CSIRO opens Cape Grim pollution data

Also opens new solar power demonstrator

Amid Australia’s acrimonious debate over climate science, the country’s peak science body, CSIRO, has taken the bold step of making 35 years’ worth of atmospheric CO2 data directly available to the public.

It comes in a debate so inflamed that even a call for more reasoned debate was enough to bring death threats directed towards the CEO of the Federation of Australian Science and Technological Societies yesterday. Anna-Maria Arabia was leading a group of 200 scientists who visited the Australian parliament to ask politicians to help fight misinformation in the public debate.

In part, CSIRO hopes that its open publication of the data – which has previously been released through the much slower processes involved in international bodies – can take some heat out of the argument.

“The data are publicly available, with no strings attached and no outside interpretation,” said Dr Paul Fraser of CSIRO. “It’s freeing up the process by which the public has access to this data.”

CSIRO’s data provides records collected at the Cape Grim Baseline Air Pollution Station in Tasmania since 1976. According to Dr Fraser, Cape Grim’s records provide high-quality data for the Southern Hemisphere that covers concentrations of CO2, methane, nitrous oxide, CFC and HFC, perfluorocarbon, and sulfur hexafluoride.

At launch, the site provides the data as graphs, but Dr Fraser said the public will shortly be able to download the raw monthly mean data that the station collects.

Over time, he said, CSIRO plans to extend the release to include “proxy” data such as CO2 concentrations measured from Antarctic ice cores.

Fraser also says the site is able to distinguish between volcanic CO2 and that caused by combustion. “Volcanic CO2 has a certain isotopic signature, which is completely different to that coming from fossil fuels,” he said.

The correlation between CO2 concentration and oxygen concentration is also indicative, he said: when an increase in CO2 is mirrored by a decrease in oxygen concentration, “that’s clearly indicative of a combustion process.”

However, he emphasized that the data release isn’t about CSIRO’s interpretation: anybody who wants to conduct their own analysis can do so, and will be able to discuss their interpretations of the data with scientists.

It’s been a busy week for CSIRO, which on the weekend opened a solar-thermal demonstration site in Newcastle over the weekend.
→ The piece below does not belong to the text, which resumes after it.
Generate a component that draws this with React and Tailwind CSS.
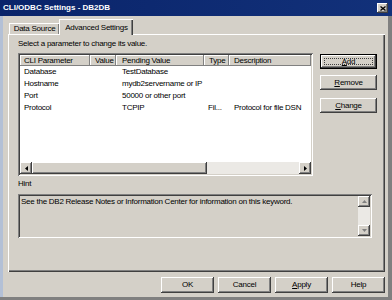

The solar thermal field, tower and research facility will use focused mirrors to heat air to drive its turbines, rather than water – making the technology suitable for a country that suffers from a chronic lack of water.

On the 4,000 square metre demonstration site, incoming fresh air is heated to more than 900 degrees Celsius by 450 heliostats. The hot air then drives a 200kW air turbine in a 30-metre tower.